4 - Neurosis: Excessive Anxiety

Neurosis

According to Medilexicon's medical dictionary, Neurosis is:

A psychological or behavioral disorder in which anxiety is the primary characteristic; defense mechanisms or any phobias are the adjustive techniques that a person learns to cope with this underlying anxiety. In contrast to the psychoses, people with a neurosis do not exhibit gross distortion of reality or gross disorganization of personality but in severe cases, those affected may be as disabled as those with a psychosis.

The most distinguishing characteristic of neurosis is excessive anxiety. The person is in a state of continual fear that something terrible is about to happen. For example, if someone in our home is sick or when we are uncertain of our financial security, we experience natural anxiety. However, anxiety neurosis appears without any real cause. It is often so intense that it can be described only as panic. People with anxiety neurosis may experience lingering feelings of uneasiness. Sometimes their feelings of dread become acute. Anxiety arising from a repression of hostility or sexual desires is common. The neurotic person has the tendency to overreact to many routine incidents that the average person takes in stride.

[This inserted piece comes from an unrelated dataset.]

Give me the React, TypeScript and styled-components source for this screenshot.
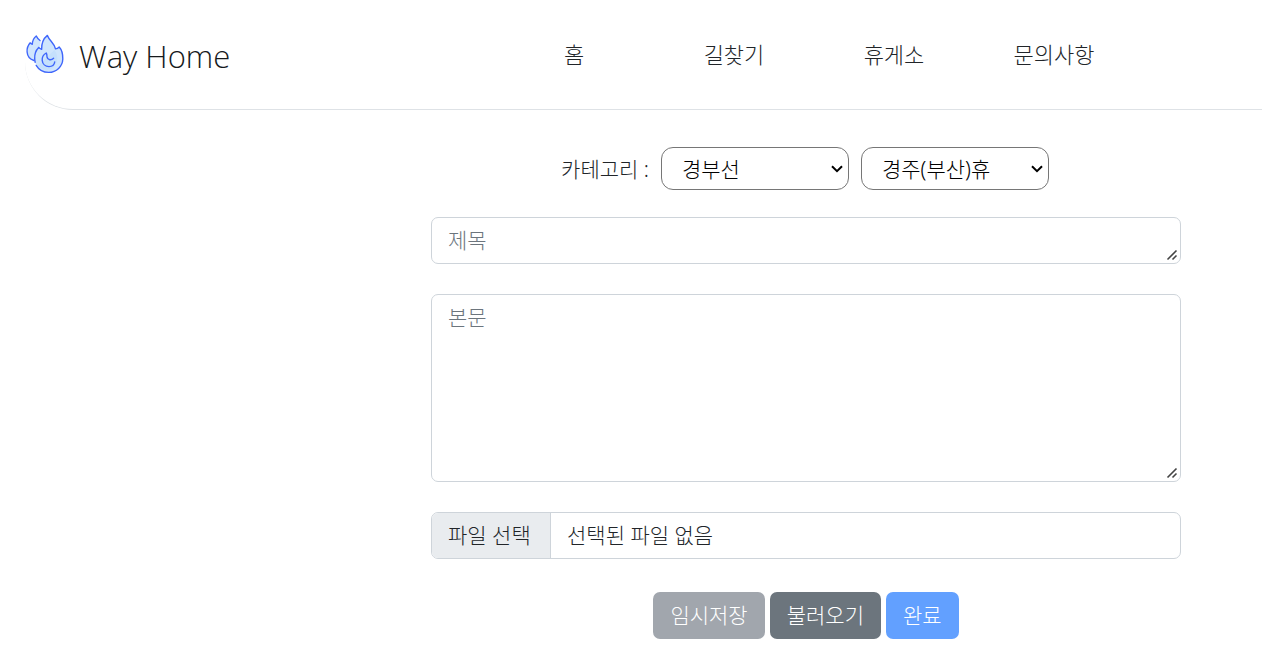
import React from "react";
import styled, { createGlobalStyle, css } from "styled-components";

const GlobalStyle = createGlobalStyle`
  *, *::before, *::after { box-sizing: border-box; }
  body {
    margin: 0;
    background: #fff;
    color: #212529;
    font-family: "Noto Sans", "Noto Sans CJK KR", sans-serif;
    font-size: 21px;
    font-weight: 300;
    line-height: 30px;
  }
  button, select, textarea, input { font: inherit; }
`;

const Header = styled.header`
  display: flex;
  align-items: flex-start;
  justify-content: space-between;
  height: 110px;
  margin-left: 25px;
  padding: 32px 128px 0 0;
  border-bottom: 1px solid #dee2e6;
  border-bottom-left-radius: 48px;
`;

const Brand = styled.a`
  display: flex;
  align-items: center;
  gap: 14px;
  height: 44px;
  color: #16191c;
  font-family: "Open Sans", "Noto Sans", sans-serif;
  font-size: 31px;
  line-height: 44px;
  text-decoration: none;
  white-space: nowrap;
`;

const BrandName = styled.span`
  padding-top: 3px;
`;

const Nav = styled.nav`
  display: grid;
  grid-template-columns: repeat(4, 160px);
  text-align: center;
`;

const NavLink = styled.a`
  height: 44px;
  color: inherit;
  font-size: 22px;
  line-height: 44px;
  text-decoration: none;
`;

const Main = styled.main`
  display: flex;
  justify-content: center;
  padding: 37px 0 32px 350px;
`;

const Form = styled.form`
  display: flex;
  flex-direction: column;
  gap: 30px;
  width: 750px;
  max-width: 100%;
`;

const CategoryRow = styled.div`
  display: flex;
  align-items: center;
  justify-content: center;
  gap: 12px;
  margin: 0 2px -3px 0;
`;

const chevron = `url("data:image/svg+xml,%3Csvg xmlns='http://www.w3.org/2000/svg' width='12' height='8' viewBox='0 0 12 8'%3E%3Cpath d='M1 1.2L6 6.2L11 1.2' fill='none' stroke='%23000' stroke-width='2'/%3E%3C/svg%3E")`;

const grip = `url("data:image/svg+xml,%3Csvg xmlns='http://www.w3.org/2000/svg' width='15' height='15' viewBox='0 0 15 15'%3E%3Cpath d='M2.5 11.5L11.5 2.5M7.5 11.5L11.5 7.5' fill='none' stroke='%23444' stroke-width='1.6'/%3E%3C/svg%3E")`;

const Select = styled.select`
  appearance: none;
  width: 188px;
  height: 43px;
  padding: 0 20px;
  border: 1px solid #767676;
  border-radius: 12px;
  background: #fff ${chevron} no-repeat right 5px center;
  color: #000;
`;

const fieldFrame = css`
  width: 100%;
  border: 1px solid #ced4da;
  border-radius: 7px;
  background: #fff;
`;

const TextArea = styled.textarea<{ $height: number }>`
  ${fieldFrame}
  display: block;
  height: ${(p) => p.$height}px;
  padding: 7px 16px;
  color: #212529;
  overflow: hidden;
  resize: both;
  &::placeholder { color: #6c757d; opacity: 1; }
  &::-webkit-resizer { background: ${grip} no-repeat right bottom; }
`;

const FilePicker = styled.label`
  ${fieldFrame}
  position: relative;
  display: flex;
  height: 47px;
  line-height: 45px;
  overflow: hidden;
`;

const FileInput = styled.input`
  position: absolute;
  inset: 0;
  opacity: 0;
`;

const FileButton = styled.span`
  min-width: 119px;
  padding: 0 16px;
  border-right: 1px solid #ced4da;
  background: #e9ecef;
`;

const FileName = styled.span`
  padding: 0 16px;
`;

const Actions = styled.div`
  display: flex;
  justify-content: center;
  gap: 5px;
  padding-top: 3px;
`;

const Button = styled.button<{ $color: string }>`
  height: 47px;
  padding: 0 17px;
  border: 0;
  border-radius: 7px;
  background: ${(p) => p.$color};
  color: #fff;
  line-height: 45px;
`;

const FlameLogo = () => (
  <svg width="40" height="40" viewBox="0 0 40 40" fill="#cfe5fd" stroke="#3f66fb" strokeWidth="1.4" strokeLinecap="round" strokeLinejoin="round" aria-hidden="true">
    <path d="M15.5 6.6C14 5.5 12.4 4.2 11.4 2C8.7 4 7.4 6.6 7.3 10.3C6.3 10 5.7 9.5 5.2 8.8C2.8 11.5 1.8 14.5 2.1 18C2.4 22 5 25.3 9 26.5L15 16Z" stroke="none" />
    <path d="M15 6.5C13.5 5.5 12.2 4 11.3 2C8.7 4 7.4 6.6 7.3 10.3C6.3 10 5.7 9.5 5.2 8.8C2.8 11.5 1.8 14.5 2.1 18C2.4 22 5 25.3 9 26.5" fill="none" />
    <path d="M11 31.2C13.5 35.6 18 38.4 23.7 38.4C31.5 38.4 37.6 32.3 37.8 25C37.9 20.3 37 16 34.2 13C33.2 14 32 14.7 30.5 14.9C29.5 9.2 24.3 6.8 22.4 1.4C18.6 4.4 16.5 9 16.6 15.4C15.3 15 14.4 14.3 13.7 13.4C10.6 16.5 9.4 20.3 9.7 25Z" stroke="none" />
    <path d="M13 32L29.5 16C34 22 33 31 26 35C21 37 16 35 13 32Z" fill="#b9d9fb" stroke="none" opacity=".45" />
    <path d="M11.2 31.4C13.7 35.7 18.2 38.4 23.7 38.4C31.5 38.4 37.6 32.3 37.8 25C37.9 20.3 37 16 34.2 13C33.2 14 32 14.7 30.5 14.9C29.5 9.2 24.3 6.8 22.4 1.4C18.6 4.4 16.5 9 16.6 15.4C15.3 15 14.4 14.3 13.7 13.4C10.6 16.5 9.4 20.3 9.7 24.8C9.7 26 9.9 27.2 10.2 28.3" fill="none" />
    <path d="M28.6 24.2C26.4 26.6 22.6 26.2 22 23.2C21.9 21.8 22.2 20.4 21.2 19C18.3 20.5 17 23.2 17.2 26.4C17.5 30 20.3 32.6 24 32.6C27.2 32.6 29.3 30.8 29.7 28" fill="none" />
  </svg>
);

const menu = ["홈", "길찾기", "휴게소", "문의사항"];

export default function App() {
  return (
    <>
      <GlobalStyle />
      <Header>
        <Brand href="#">
          <FlameLogo />
          <BrandName>Way Home</BrandName>
        </Brand>
        <Nav>
          {menu.map((name) => (
            <NavLink key={name} href="#">{name}</NavLink>
          ))}
        </Nav>
      </Header>
      <Main>
        <Form onSubmit={(e) => e.preventDefault()}>
          <CategoryRow>
            <label htmlFor="road">카테고리 :</label>
            <Select id="road">
              <option>경부선</option>
            </Select>
            <Select aria-label="휴게소">
              <option>경주(부산)휴</option>
            </Select>
          </CategoryRow>
          <TextArea $height={47} placeholder="제목" aria-label="제목" />
          <TextArea $height={188} placeholder="본문" aria-label="본문" />
          <FilePicker>
            <FileInput type="file" />
            <FileButton>파일 선택</FileButton>
            <FileName>선택된 파일 없음</FileName>
          </FilePicker>
          <Actions>
            <Button type="button" $color="#a1a6ad">임시저장</Button>
            <Button type="button" $color="#6c757d">불러오기</Button>
            <Button type="submit" $color="#62a0ff">완료</Button>
          </Actions>
        </Form>
      </Main>
    </>
  );
}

Bound anxiety is associated with a specific object, event, or situation. For example, you feel a great deal of fear whenever you are in a certain area of the neighbourhood, and you realize it is because a big dog is in one of the back yards. You have a great fear of dogs, and, therefore, you are experiencing bound anxiety. You realize the dog is the reason for your experience of fear. When a person has free-floating anxiety, the vague nature of the anxiety is responsible for much of the terror experienced by the patient. The person’s feelings are intense, but he or she has no rational explanation to account for them. One of the main functions of psychotherapy is to pinpoint the source of anxiety to make it a manageable fear. If you put a name on the problem, then you can do something about it because you understand the cause.

Because neurotic people believe there is so much anxiety in their lives, they tend to use the defense mechanism repression to hide ideas they find unpleasant. When people use repression too frequently, their contacts with the real world become limited. Neurotic people use so much energy keeping repressed anxiety under control that they have very little energy for pleasurable and productive activities.